A l’intérieur, le premier venu comprenait les bienfaits politiques d’un traité qui abolissait le passé dans la mesure du possible. Condé avait été compris dans la paix et rentrait en France bien résolu à se tenir tranquille. Il rejoignit la Cour à Aix, le 21 janvier 1660, et la trouva très curieuse de savoir comment il allait être reçu. Mademoiselle accourut chez Anne d’Autriche : « Ma nièce, lui dit la reine, allez-vous en faire un tour à votre logis ; car M. le Prince m’a fait prier qu’il n’y eût personne, la première fois que je le verrais. » Je me mis à sourire de dépit et je lui dis : « Je ne suis personne ; je crois que M. le Prince sera fort étonné s’il ne me trouve pas ici. » Elle insista d’un ton fort aigre. Je m’en allai, résolue de m’en plaindre à M. le cardinal ; ce que je fis le lendemain, et lui dis que, si pareille chose m’arrivait une autre fois, je m’en irais. Il me fit de grandes excuses. » C’était le système de Mazarin. Il se confondait en excuses ; il n’en était ni plus ni moins « une autre fois. »

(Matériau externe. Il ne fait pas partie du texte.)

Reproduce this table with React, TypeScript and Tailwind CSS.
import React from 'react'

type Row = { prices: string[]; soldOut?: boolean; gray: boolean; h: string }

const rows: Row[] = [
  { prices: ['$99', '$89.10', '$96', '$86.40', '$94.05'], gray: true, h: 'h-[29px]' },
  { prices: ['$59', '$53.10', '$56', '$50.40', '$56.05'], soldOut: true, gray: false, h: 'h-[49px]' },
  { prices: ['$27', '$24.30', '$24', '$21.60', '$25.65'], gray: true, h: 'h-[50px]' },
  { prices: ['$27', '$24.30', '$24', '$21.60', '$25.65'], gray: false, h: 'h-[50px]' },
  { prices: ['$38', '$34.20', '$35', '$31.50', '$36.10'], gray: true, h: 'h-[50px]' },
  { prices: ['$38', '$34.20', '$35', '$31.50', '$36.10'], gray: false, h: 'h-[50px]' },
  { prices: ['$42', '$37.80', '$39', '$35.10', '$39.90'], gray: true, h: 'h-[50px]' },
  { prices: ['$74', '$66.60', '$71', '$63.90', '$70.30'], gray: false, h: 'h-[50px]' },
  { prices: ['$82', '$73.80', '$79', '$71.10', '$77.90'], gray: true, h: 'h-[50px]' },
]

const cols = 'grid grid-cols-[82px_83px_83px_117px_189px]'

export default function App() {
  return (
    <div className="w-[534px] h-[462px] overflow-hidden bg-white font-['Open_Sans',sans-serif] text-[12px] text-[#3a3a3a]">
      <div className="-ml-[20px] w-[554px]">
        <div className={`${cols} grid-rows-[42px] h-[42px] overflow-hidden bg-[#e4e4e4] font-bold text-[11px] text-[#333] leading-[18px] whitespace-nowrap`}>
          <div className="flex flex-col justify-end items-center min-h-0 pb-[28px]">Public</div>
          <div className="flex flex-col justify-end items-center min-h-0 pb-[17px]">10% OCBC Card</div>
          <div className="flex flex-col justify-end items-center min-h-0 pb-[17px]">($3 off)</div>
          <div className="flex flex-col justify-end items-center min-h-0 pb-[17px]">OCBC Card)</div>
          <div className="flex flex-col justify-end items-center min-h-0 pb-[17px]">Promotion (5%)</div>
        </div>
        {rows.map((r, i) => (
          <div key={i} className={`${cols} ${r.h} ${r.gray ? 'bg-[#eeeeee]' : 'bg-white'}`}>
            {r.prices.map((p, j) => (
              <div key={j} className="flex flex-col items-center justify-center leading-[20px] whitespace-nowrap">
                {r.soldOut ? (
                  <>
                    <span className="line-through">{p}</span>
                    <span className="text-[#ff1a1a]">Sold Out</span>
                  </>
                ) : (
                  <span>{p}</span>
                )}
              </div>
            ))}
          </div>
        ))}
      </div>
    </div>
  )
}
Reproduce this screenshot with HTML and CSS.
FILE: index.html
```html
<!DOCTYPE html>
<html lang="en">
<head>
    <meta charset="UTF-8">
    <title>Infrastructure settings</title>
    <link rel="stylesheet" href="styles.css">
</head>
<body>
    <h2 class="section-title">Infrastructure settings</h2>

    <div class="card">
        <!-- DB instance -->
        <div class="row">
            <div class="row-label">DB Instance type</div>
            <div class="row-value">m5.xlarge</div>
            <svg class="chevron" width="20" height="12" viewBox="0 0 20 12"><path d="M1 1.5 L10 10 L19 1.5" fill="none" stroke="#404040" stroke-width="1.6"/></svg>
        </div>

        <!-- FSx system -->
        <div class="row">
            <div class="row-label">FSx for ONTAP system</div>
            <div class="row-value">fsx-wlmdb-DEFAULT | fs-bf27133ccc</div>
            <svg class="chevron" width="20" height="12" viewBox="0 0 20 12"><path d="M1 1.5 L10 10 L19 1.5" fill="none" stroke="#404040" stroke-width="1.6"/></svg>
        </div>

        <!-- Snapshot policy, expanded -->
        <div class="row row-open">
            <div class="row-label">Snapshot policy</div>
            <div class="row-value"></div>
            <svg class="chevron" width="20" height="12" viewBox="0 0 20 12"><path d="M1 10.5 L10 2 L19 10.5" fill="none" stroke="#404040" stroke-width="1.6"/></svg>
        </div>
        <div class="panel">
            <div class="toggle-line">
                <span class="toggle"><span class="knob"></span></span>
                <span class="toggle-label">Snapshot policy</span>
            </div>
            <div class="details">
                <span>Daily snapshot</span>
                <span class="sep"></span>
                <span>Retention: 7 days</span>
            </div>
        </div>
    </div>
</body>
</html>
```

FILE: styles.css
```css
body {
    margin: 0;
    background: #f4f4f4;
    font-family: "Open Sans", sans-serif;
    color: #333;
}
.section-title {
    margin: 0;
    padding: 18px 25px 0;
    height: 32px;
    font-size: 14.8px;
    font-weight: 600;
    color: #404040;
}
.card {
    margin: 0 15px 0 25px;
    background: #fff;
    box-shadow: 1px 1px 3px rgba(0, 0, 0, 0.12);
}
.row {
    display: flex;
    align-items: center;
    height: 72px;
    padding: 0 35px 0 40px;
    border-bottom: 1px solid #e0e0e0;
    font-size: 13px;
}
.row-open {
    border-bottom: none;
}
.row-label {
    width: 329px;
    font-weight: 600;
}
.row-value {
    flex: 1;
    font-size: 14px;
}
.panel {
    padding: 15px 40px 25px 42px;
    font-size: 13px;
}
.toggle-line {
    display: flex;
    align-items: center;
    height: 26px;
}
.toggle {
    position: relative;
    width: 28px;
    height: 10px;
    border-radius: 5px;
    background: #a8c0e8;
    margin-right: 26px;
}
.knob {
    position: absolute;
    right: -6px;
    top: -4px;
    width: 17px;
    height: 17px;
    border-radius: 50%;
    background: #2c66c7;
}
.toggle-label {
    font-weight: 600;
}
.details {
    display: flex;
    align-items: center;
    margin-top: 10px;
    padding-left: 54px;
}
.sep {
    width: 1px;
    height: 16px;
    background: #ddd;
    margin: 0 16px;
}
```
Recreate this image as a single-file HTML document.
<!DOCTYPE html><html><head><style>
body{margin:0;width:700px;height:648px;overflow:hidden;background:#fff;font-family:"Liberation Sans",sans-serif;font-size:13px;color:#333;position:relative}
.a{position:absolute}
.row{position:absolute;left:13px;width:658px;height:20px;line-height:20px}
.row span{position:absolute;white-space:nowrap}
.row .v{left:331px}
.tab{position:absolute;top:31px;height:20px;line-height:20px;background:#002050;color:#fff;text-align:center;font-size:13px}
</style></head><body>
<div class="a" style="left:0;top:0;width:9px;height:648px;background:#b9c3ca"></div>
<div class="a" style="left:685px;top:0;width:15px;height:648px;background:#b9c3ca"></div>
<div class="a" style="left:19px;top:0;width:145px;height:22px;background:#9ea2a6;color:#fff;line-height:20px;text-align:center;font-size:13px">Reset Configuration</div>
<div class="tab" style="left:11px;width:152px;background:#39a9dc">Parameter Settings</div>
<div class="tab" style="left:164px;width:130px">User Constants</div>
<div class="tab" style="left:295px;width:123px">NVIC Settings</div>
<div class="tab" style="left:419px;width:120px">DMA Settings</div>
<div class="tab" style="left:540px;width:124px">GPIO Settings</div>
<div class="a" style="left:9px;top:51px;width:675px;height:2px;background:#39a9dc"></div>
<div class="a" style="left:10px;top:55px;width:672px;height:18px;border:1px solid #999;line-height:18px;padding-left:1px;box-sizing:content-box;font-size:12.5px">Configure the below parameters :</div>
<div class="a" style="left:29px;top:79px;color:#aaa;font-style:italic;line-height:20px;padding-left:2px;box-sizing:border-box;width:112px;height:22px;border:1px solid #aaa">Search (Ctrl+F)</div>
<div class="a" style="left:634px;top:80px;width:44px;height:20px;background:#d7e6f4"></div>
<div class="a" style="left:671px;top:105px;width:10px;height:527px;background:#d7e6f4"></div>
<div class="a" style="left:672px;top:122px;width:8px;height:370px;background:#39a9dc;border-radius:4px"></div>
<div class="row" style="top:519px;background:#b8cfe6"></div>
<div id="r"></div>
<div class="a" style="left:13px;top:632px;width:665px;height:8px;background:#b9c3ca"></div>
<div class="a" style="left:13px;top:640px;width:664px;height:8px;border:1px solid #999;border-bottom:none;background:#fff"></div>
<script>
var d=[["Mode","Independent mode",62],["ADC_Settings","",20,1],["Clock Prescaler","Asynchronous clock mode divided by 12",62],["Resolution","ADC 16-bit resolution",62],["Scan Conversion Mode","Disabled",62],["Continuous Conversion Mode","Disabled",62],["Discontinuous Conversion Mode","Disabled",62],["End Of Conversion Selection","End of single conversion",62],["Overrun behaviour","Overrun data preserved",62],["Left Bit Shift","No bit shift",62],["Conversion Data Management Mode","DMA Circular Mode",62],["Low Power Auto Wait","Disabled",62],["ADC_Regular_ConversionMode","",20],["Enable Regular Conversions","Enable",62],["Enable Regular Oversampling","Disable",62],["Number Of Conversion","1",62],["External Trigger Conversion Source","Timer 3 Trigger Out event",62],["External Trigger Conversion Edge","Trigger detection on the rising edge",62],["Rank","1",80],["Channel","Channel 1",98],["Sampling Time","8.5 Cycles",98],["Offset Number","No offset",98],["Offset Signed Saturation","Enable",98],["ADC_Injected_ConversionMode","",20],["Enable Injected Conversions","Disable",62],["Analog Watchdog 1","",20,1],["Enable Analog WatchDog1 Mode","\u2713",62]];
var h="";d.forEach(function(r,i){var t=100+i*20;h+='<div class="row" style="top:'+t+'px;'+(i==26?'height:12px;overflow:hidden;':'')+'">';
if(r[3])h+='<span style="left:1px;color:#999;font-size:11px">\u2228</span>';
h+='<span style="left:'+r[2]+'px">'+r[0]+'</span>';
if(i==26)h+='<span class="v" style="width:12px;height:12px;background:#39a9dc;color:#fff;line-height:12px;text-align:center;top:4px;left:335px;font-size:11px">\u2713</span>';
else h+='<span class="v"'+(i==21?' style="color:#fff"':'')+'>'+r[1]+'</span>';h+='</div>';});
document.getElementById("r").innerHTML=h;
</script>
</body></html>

On sut que M. le Prince avait demandé pardon à genoux, et qu’il avait trouvé devant lui, en Louis XIV, un juge grave et froid, qui s’était tenu « très droit[2], » Se battre contre son roi n’était décidément plus un jeu : on ne s’en relevait pas, fût-on le vainqueur de Rocroy. Mademoiselle ne réussissait pas à le comprendre. Condé, surpris et déçu, tâtait le terrain. Un soir de bal qu’il causait avec Mademoiselle, le roi se mit en tiers. La conversation tomba sur la Fronde. De la part d’un homme d’autant d’esprit que M. le Prince, on peut croire que ce ne fut point par hasard : « On parla fort de la guerre, raconte Mademoiselle, et nous raillâmes fort de toutes les sottises que nous avions faites, et le roi entra le mieux du monde dans ces plaisanteries. Quoique j’eusse fort la migraine, je ne m’y ennuyai pas. » Elle avait ri sans arrière-pensée. Condé, plus perspicace, trembla le reste de ses jours devant ce monarque si dissimulé et si parfaitement maître de lui.

Presque au même moment, expirait un autre attardé de ces idées féodales que ni la royauté, ni les mœurs, ne voulaient plus

  1. Histoire de France. Traduction Jacques Porchat et Miot. Paris, 1886.
  2. Mémoires de Montglat, Mémoires de Mme de Motteville.